Regarding Fair Value, both companies often trade at similar valuation multiples, reflecting the cyclical nature of the industry. D.R. Horton typically trades at a P/E ratio of around 8-10x, while GRBK trades in a similar 7-9x range. On a Price-to-Book (P/B) basis, both trade at a premium, often between 1.5x and 2.0x, with GRBK sometimes commanding a slightly higher multiple due to its higher profitability. D.R. Horton offers a modest dividend yield (~1.0%), which GRBK does not, providing an income component to its return profile. Given D.R. Horton's lower risk profile and market leadership, its similar valuation makes it appear more attractively priced on a risk-adjusted basis. Winner: D.R. Horton, Inc. is the better value today due to its market leadership for a comparable valuation multiple.

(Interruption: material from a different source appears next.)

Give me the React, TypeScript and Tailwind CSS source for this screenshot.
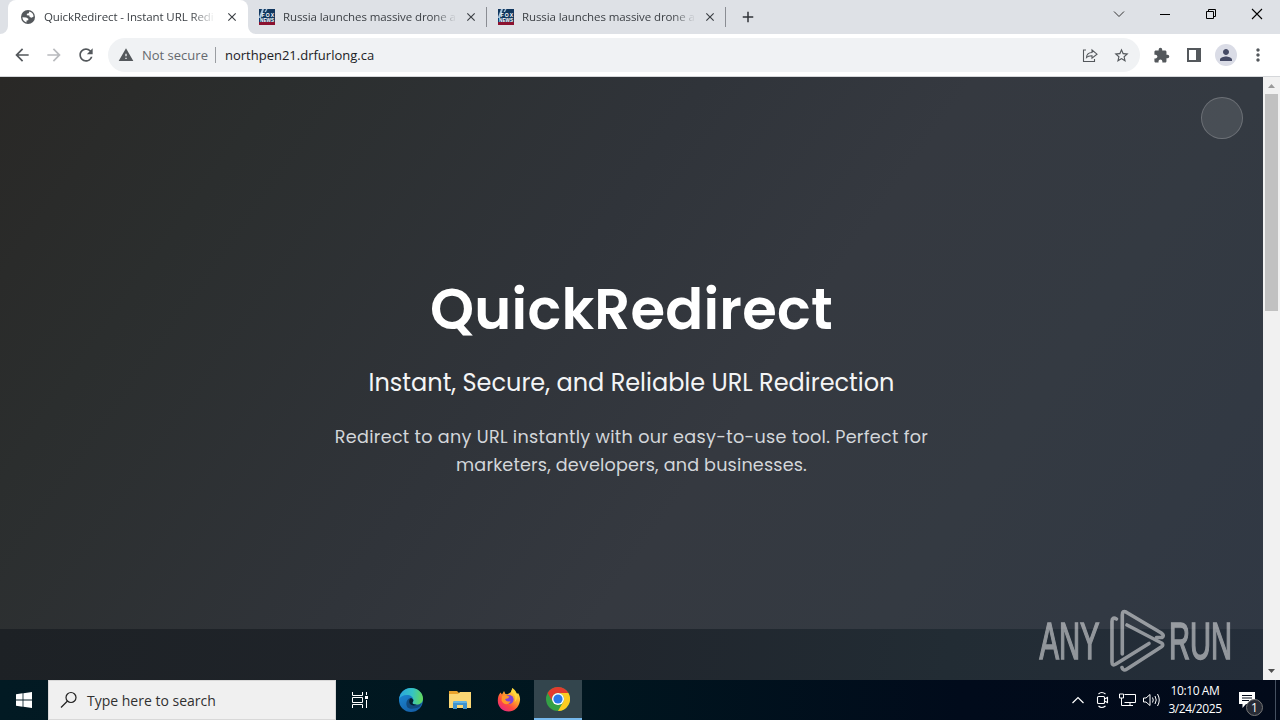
import type { ReactNode } from "react";
import {
  MdAdd,
  MdArrowBack,
  MdArrowForward,
  MdClose,
  MdExtension,
  MdMoreVert,
  MdPerson,
  MdRefresh,
  MdStarBorder,
  MdWarning,
} from "react-icons/md";

const UI_FONT = "font-['Open_Sans','Noto_Sans',sans-serif]";

const NEWS_TABS = [
  { id: 1, title: "Russia launches massive drone a" },
  { id: 2, title: "Russia launches massive drone a" },
];

function GlobeIcon() {
  return (
    <svg className="size-4 shrink-0" viewBox="0 0 16 16">
      <circle cx="8" cy="8" r="7" fill="#54585c" />
      <path d="M2.4 8.3 6.2 8.5 8.4 9.8 8.2 11.2 6.6 11.6 6.4 13.4A5.8 5.8 0 0 1 2.4 8.3Z" fill="#fff" />
      <path d="M9.3 2.4A5.8 5.8 0 0 1 13.6 7.6L11.6 8.8 9.6 8 9.4 6.6 6.8 6.3 6.9 4.8 8.8 4.3Z" fill="#fff" />
    </svg>
  );
}

function FoxIcon() {
  return (
    <svg className="size-4 shrink-0" viewBox="0 0 16 16">
      <rect width="16" height="16" fill="#11375f" />
      <path d="M3 0h2L2 9H0V8ZM7 0h1.5L7 3H5.5Z" fill="#a9c4dc" />
      <rect y="13" width="16" height="3" fill="#8c1230" />
      <text x="2.5" y="7.6" fontSize="5" fontWeight="700" fill="#fff" textLength="12.5" fontFamily="Liberation Sans, sans-serif">FOX</text>
      <text x="1" y="12.6" fontSize="4.6" fontWeight="700" fill="#fff" textLength="14" fontFamily="Liberation Sans, sans-serif">NEWS</text>
    </svg>
  );
}

function TabTitle({ children }: { children: ReactNode }) {
  return (
    <span className="min-w-0 flex-1 whitespace-nowrap text-[11.5px] leading-4 [mask-image:linear-gradient(to_right,black_86%,transparent)]">
      {children}
    </span>
  );
}

function TabStrip() {
  return (
    <div className="flex h-[34px] bg-[#dee1e6] text-[#3c4045]">
      <div className="relative ml-2 flex w-[240px] items-center rounded-t-lg bg-white pl-3 pr-[9px]">
        <svg className="absolute -left-2 bottom-0 h-2 w-2" viewBox="0 0 8 8"><path d="M8 0v8H0A8 8 0 0 0 8 0Z" fill="#fff" /></svg>
        <svg className="absolute -right-2 bottom-0 h-2 w-2" viewBox="0 0 8 8"><path d="M0 0v8h8A8 8 0 0 1 0 0Z" fill="#fff" /></svg>
        <GlobeIcon />
        <div className="ml-2 flex w-[171px] tracking-[-0.1px]"><TabTitle>QuickRedirect - Instant URL Redi</TabTitle></div>
        <MdClose className="ml-auto size-[14px]" />
      </div>
      {NEWS_TABS.map((tab) => (
        <div key={tab.id} className="flex w-[239px] items-center pl-[11px]">
          <FoxIcon />
          <div className="ml-2 flex w-[174px] tracking-[-0.1px]"><TabTitle>{tab.title}</TabTitle></div>
          <MdClose className="ml-[7px] size-[14px]" />
          <div className="ml-auto h-5 w-px bg-[#8a8d93]" />
        </div>
      ))}
      <div className="flex w-11 items-center justify-center">
        <MdAdd className="size-[18px] text-[#303338]" />
      </div>
      <div className="ml-auto flex w-[167px] items-center justify-between pb-[6px] pr-[17px] text-black">
        <svg className="size-[12px]" viewBox="0 0 12 12" fill="none" stroke="#333"><path d="m1 3.5 5 5 5-5" /></svg>
        <svg className="size-[12px]" viewBox="0 0 12 12" stroke="currentColor"><path d="M1 6.5h10" /></svg>
        <svg className="size-[12px]" viewBox="0 0 12 12" fill="none" stroke="currentColor"><path d="M1.5 3.5h7v7h-7zM3.5 3.5v-2h7v7h-2" /></svg>
        <svg className="size-[12px]" viewBox="0 0 12 12" stroke="currentColor" strokeWidth="1.1"><path d="m1 1 10 10M11 1 1 11" /></svg>
      </div>
    </div>
  );
}

function Toolbar() {
  return (
    <div className="flex h-[43px] items-center border-b border-[#d5d7da] bg-white pl-3 text-[#54585c]">
      <MdArrowBack className="size-5" />
      <MdArrowForward className="ml-3 size-5 text-[#b9bbbe]" />
      <MdRefresh className="ml-3 size-5" />
      <div className="ml-3 flex h-[34px] w-[1032px] items-center rounded-full bg-[#f0f2f4] pl-[10px] pr-[10px] text-[13px]">
        <MdWarning className="size-4" />
        <span className="ml-[8px] w-[66px] whitespace-nowrap pt-px text-[#65696e]">Not secure</span>
        <span className="ml-[7px] h-4 w-px bg-[#9a9da1]" />
        <span className="ml-[9px] pt-px text-[#202124]">northpen21.drfurlong.ca</span>
        <svg className="ml-auto size-4" viewBox="0 0 16 16" fill="none" stroke="currentColor" strokeWidth="1.1">
          <path d="M4 3H1.5v11.5h11V12M4.5 10.5C4.7 7 6.7 5.6 10 5.5V3l5 4.2-5 4V8.7c-2.7-.1-4.2.4-5.5 1.8Z" />
        </svg>
        <MdStarBorder className="ml-[15px] size-[17px]" />
      </div>
      <MdExtension className="ml-[13px] size-[17px]" />
      <svg className="ml-[17px] size-[14px]" viewBox="0 0 14 14"><path d="M0 0h14v14H0zM2 2v10h7V2z" fill="currentColor" fillRule="evenodd" /></svg>
      <div className="ml-[14px] flex size-[22px] items-center justify-center rounded-full bg-[#dadce6]">
        <MdPerson className="size-[18px] text-[#454a65]" />
      </div>
      <MdMoreVert className="ml-[11px] size-5" />
    </div>
  );
}

function AnyRunMark() {
  return (
    <svg className="absolute bottom-[8px] left-[1036px] h-[64px] w-[198px] opacity-50" viewBox="0 0 198 64" fill="none">
      <g fill="#fff" stroke="#fff" strokeWidth="1.6" fontFamily="Liberation Sans Narrow, Liberation Sans, sans-serif" fontSize="51">
        <text transform="translate(3.5 51) scale(.6 1)" textLength="100" lengthAdjust="spacingAndGlyphs">ANY</text>
        <text transform="translate(133 51) scale(.6 1)" textLength="105" lengthAdjust="spacingAndGlyphs">RUN</text>
      </g>
      <g stroke="#fff" strokeWidth="3.6" strokeLinejoin="round" strokeLinecap="round">
        <path d="M80.500 11q-4.500-2.500-4.500 2.500V54q0 4.500 4 2L113 35.500" />
        <path d="M86.300 46V7q0-5 4-2.800l35 20.800q3.500 2.500.7 4.500h-5.500" />
        <path d="m91 17 34.500 18q2.500 2 0 3.800L91 61q-4 2.500-5-1.500" />
      </g>
    </svg>
  );
}

function PageView() {
  return (
    <div className="flex h-[603px]">
      <main className="relative flex w-[1263px] flex-col bg-[linear-gradient(125deg,#292826_0%,#2b2e2e_17%,#30343a_42%,#353940_58%,#343a42_75%,#303844_100%)] text-center font-['Poppins','Inter',sans-serif]">
        <section className="flex h-[552px] flex-col items-center pt-[191px]">
          <h1 className="text-[56px] font-semibold leading-[84px] tracking-[0.25px] text-white">QuickRedirect</h1>
          <p className="mt-[13px] text-[24px] leading-9 text-[#f4f5f6]">Instant, Secure, and Reliable URL Redirection</p>
          <p className="mt-[22px] whitespace-nowrap text-[17.6px] leading-7 tracking-[0.3px] text-[#d3d6da]">
            Redirect to any URL instantly with our easy-to-use tool. Perfect for<br />
            <span className="tracking-[0.17px]">marketers, developers, and businesses.</span>
          </p>
        </section>
        <div className="h-[51px] bg-[linear-gradient(100deg,#1d2125,#20252c_45%,#222c34_75%,#252e3a)]" />
        <div className="absolute right-5 top-5 size-[42px] rounded-full border border-white/20 bg-white/10" />
        <AnyRunMark />
      </main>
      <div className="flex w-[17px] flex-col items-center bg-[#f1f1f1]">
        <svg className="h-[17px] w-[17px]" viewBox="0 0 17 17"><path d="m5 11 3.5-4 3.5 4z" fill="#9a9a9a" /></svg>
        <div className="h-[217px] w-[13px] bg-[#c1c1c1]" />
        <svg className="mt-auto h-[17px] w-[17px]" viewBox="0 0 17 17"><path d="m5 6 3.5 4L12 6z" fill="#505050" /></svg>
      </div>
    </div>
  );
}

function EdgeIcon() {
  return (
    <svg className="size-6" viewBox="0 0 24 24">
      <defs>
        <linearGradient id="edgeTop" x1="0" y1="0.3" x2="1" y2="0.4">
          <stop offset="0" stopColor="#2aa5dd" />
          <stop offset="0.55" stopColor="#35c3c4" />
          <stop offset="1" stopColor="#63d85a" />
        </linearGradient>
        <linearGradient id="edgeBottom" x1="0" y1="0" x2="0.6" y2="1">
          <stop offset="0" stopColor="#1c8fdc" />
          <stop offset="1" stopColor="#1560a8" />
        </linearGradient>
      </defs>
      <circle cx="12" cy="12" r="12" fill="url(#edgeBottom)" />
      <path d="M.1 11C1 4.500 6 0 12 0c7 0 12 5 12 10.500 0 4-3 6.300-6.500 6.300-3 0-4.200-1-4.200-1.700 0-.8 1-1.200 1-3.100C14.300 9 11.500 7 8 7 4 7 1 8.800.1 11Z" fill="url(#edgeTop)" />
      <path d="M8.500 19.500C6 15 8 10.500 12.100 10c1.400.8 2.200 1.900 2.200 2 0 1.900-1 2.300-1 3.100 0 .7 1.200 1.700 4.200 1.700 2 0 3.800-.6 5-1.900-.4 1.600-1.200 3-2.200 4.200-4.300 1.900-9 2.400-11.800.4Z" fill="#124a7e" />
      <path d="M12.100 10c1.400.8 2.200 1.900 2.200 2 0 1.900-1 2.300-1 3.100 0 .7 1.200 1.700 4.200 1.700-4 1.700-7.500-.3-7.300-3.300.1-1.800.8-2.900 1.900-3.500Z" fill="#04202f" />
    </svg>
  );
}

function FolderIcon() {
  return (
    <svg className="h-[20px] w-[22px]" viewBox="0 0 22 20">
      <path d="M0 1h8l2 2h11v5H0Z" fill="#e9a32c" />
      <path d="M0 4h9l2-2h11v16H0Z" fill="#fbd774" />
      <path d="M4 19v-6q0-2 2-2h10q2 0 2 2v6h-4v-4H8v4Z" fill="#3f93ce" />
      <path d="M4 13q0-2 2-2h10q2 0 2 2Z" fill="#62b4e4" />
    </svg>
  );
}

function FirefoxIcon() {
  return (
    <svg className="size-6" viewBox="0 0 24 24">
      <defs>
        <linearGradient id="fox" x1="0.85" y1="0.05" x2="0.2" y2="0.95">
          <stop offset="0" stopColor="#fff04a" />
          <stop offset="0.4" stopColor="#ffa12b" />
          <stop offset="0.7" stopColor="#ff4b3d" />
          <stop offset="1" stopColor="#e82a80" />
        </linearGradient>
      </defs>
      <path d="M3.500 4.500 5 6.500 7 3l1.500 3 2 .2L14 4l1.500-4c1 3 3 3.500 4.500 6l1-1c2 3 2.500 6 1.700 9-1.200 5.500-5.500 9.500-10.900 9.500C5.500 23.500.8 19 .8 12.800c0-3.500.9-6.200 2.700-8.300Z" fill="url(#fox)" />
      <circle cx="12" cy="11.500" r="4.600" fill="#8043d7" />
      <path d="M5 8c3-2 5 .2 7.500.3l-1.300 2-3 .7c.2 2 2.500 3.300 5.300 2-1 4.500-7.500 4-9-.5Z" fill="#ff9829" />
      <path d="M14 4c4 2 5.500 6 3.500 10 4-3 3-9 .2-12L15.500 0Z" fill="#ffd83b" />
    </svg>
  );
}

function ChromeIcon() {
  return (
    <svg className="size-6" viewBox="0 0 24 24">
      <circle cx="12" cy="12" r="12" fill="#34a045" />
      <path d="M1.600 6A12 12 0 0 1 22.400 6H12a6 6 0 0 0-5.200 9Z" fill="#e23b2e" />
      <path d="M22.400 6A12 12 0 0 1 12 24l5.200-9A6 6 0 0 0 12 6Z" fill="#fccb20" />
      <circle cx="12" cy="12" r="6" fill="#fff" />
      <circle cx="12" cy="12" r="4.600" fill="#2878e8" />
    </svg>
  );
}

function Taskbar() {
  return (
    <div className="flex h-10 bg-[linear-gradient(90deg,#021a23,#00161f_45%,#010b1b_75%,#020a1a)] text-white">
      <div className="flex w-12 items-center justify-center">
        <svg className="size-4" viewBox="0 0 16 16" fill="#fff"><path d="M0 2.200 6.600 1.300v6.300H0zM7.400 1.200 16 0v7.600H7.400zM0 8.400h6.600v6.300L0 13.800zM7.400 8.400H16V16l-8.600-1.200z" /></svg>
      </div>
      <div className="flex w-[288px] items-center border border-[#d8d8d8] bg-[#f0f0f0] pl-[11px] text-[#303030]">
        <svg className="size-[18px]" viewBox="0 0 18 18" fill="none" stroke="#222" strokeWidth="1.2"><circle cx="11" cy="6.500" r="5" /><path d="M7.500 10 1 16.500" /></svg>
        <span className="ml-[9px] text-[14px]">Type here to search</span>
      </div>
      <div className="flex w-12 items-center justify-center">
        <svg className="size-4" viewBox="0 0 16 16" fill="none" stroke="#fff"><path d="M.5 0v3.500h10V0M.5 16v-3.500h10V16M.5 5.500h10v5H.5zM14.500 0v3M14.500 8v8" /><path d="M13 4h3v3h-3z" fill="#fff" stroke="none" /></svg>
      </div>
      <div className="flex w-[54px] items-center justify-center"><EdgeIcon /></div>
      <div className="flex w-[44px] items-center justify-center"><FolderIcon /></div>
      <div className="flex w-[54px] items-center justify-center"><FirefoxIcon /></div>
      <div className="-ml-[2px] flex w-12 items-center justify-center border-b-2 border-[#76b9ed] bg-[#33454d]"><ChromeIcon /></div>
      <div className="ml-auto flex items-center">
        <svg className="h-[14px] w-[12px]" viewBox="0 0 12 14" fill="none" stroke="#fff" strokeWidth="1.200"><path d="m.5 10 5.500-5.500L11.500 10" /></svg>
        <svg className="ml-[12px] h-[18px] w-[14px]" viewBox="0 0 14 18" fill="none" stroke="#fff" strokeWidth="1.100"><rect x="1.500" y="5.500" width="7" height="7" rx="1" /><path d="m8.500 8 3-1.500v5l-3-1.500M2.500 3q3-3 7 0M2.500 15q3 3 7 0" /></svg>
        <svg className="ml-[9px] h-[14px] w-[17px]" viewBox="0 0 17 14" fill="none" stroke="#fff"><path d="M5.500 1.500h11v8h-11M8 12.500h6M11 9.500v3M.5 1h4v4h-4zM2.500 5v7.500H8" /></svg>
        <svg className="ml-[7px] h-[14px] w-[18px]" viewBox="0 0 18 14" fill="none" stroke="#fff"><path d="M.5 5v4H3l4 3.500v-11L3 5zM9.500 4.500q1.500 2.500 0 5M12 3q2.500 4 0 8M14.500 1q3.500 6 0 12" /></svg>
        <div className="ml-[5px] w-[58px] whitespace-nowrap text-center text-[12px] leading-[18px] tracking-[-0.4px]">
          <div>10:10 AM</div>
          <div>3/24/2025</div>
        </div>
        <div className="relative ml-[13px] h-[26px] w-[43px]">
          <svg className="absolute left-[2px] top-[5px] h-[17px] w-[16px]" viewBox="0 0 16 17"><path d="M0 0h16v12H7l-3.500 4V12H0z" fill="#fff" /><path d="M3 3.500h10M3 6h10M3 8.500h7" stroke="#020a1a" /></svg>
          <span className="absolute left-[9px] top-[12px] flex size-[17px] items-center justify-center rounded-full border border-[#777] bg-[#272b35] text-[12px] leading-none">1</span>
          <span className="absolute -top-[7px] right-[4px] h-10 w-px bg-[#455060]" />
        </div>
      </div>
    </div>
  );
}

export default function App() {
  return (
    <div className={`h-[720px] w-[1280px] overflow-hidden bg-white ${UI_FONT}`}>
      <TabStrip />
      <Toolbar />
      <PageView />
      <Taskbar />
    </div>
  );
}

Winner: D.R. Horton, Inc. over Green Brick Partners, Inc. The verdict comes down to scale, stability, and risk. D.R. Horton is the undisputed market leader, offering investors exposure to the entire U.S. housing market through a diversified, high-volume model. Its key strengths are its fortress balance sheet (net debt-to-capital below 20%), massive land pipeline, and industry-leading scale, which provide significant competitive advantages. Its primary risk is its sensitivity to macroeconomic cycles and rising interest rates. GRBK's strength is its superior profitability (gross margins ~28%) and disciplined niche strategy, but its notable weakness is its geographic concentration and smaller scale, which introduce higher company-specific risk. For most investors, D.R. Horton's combination of market leadership, financial strength, and shareholder returns makes it the more compelling and lower-risk choice.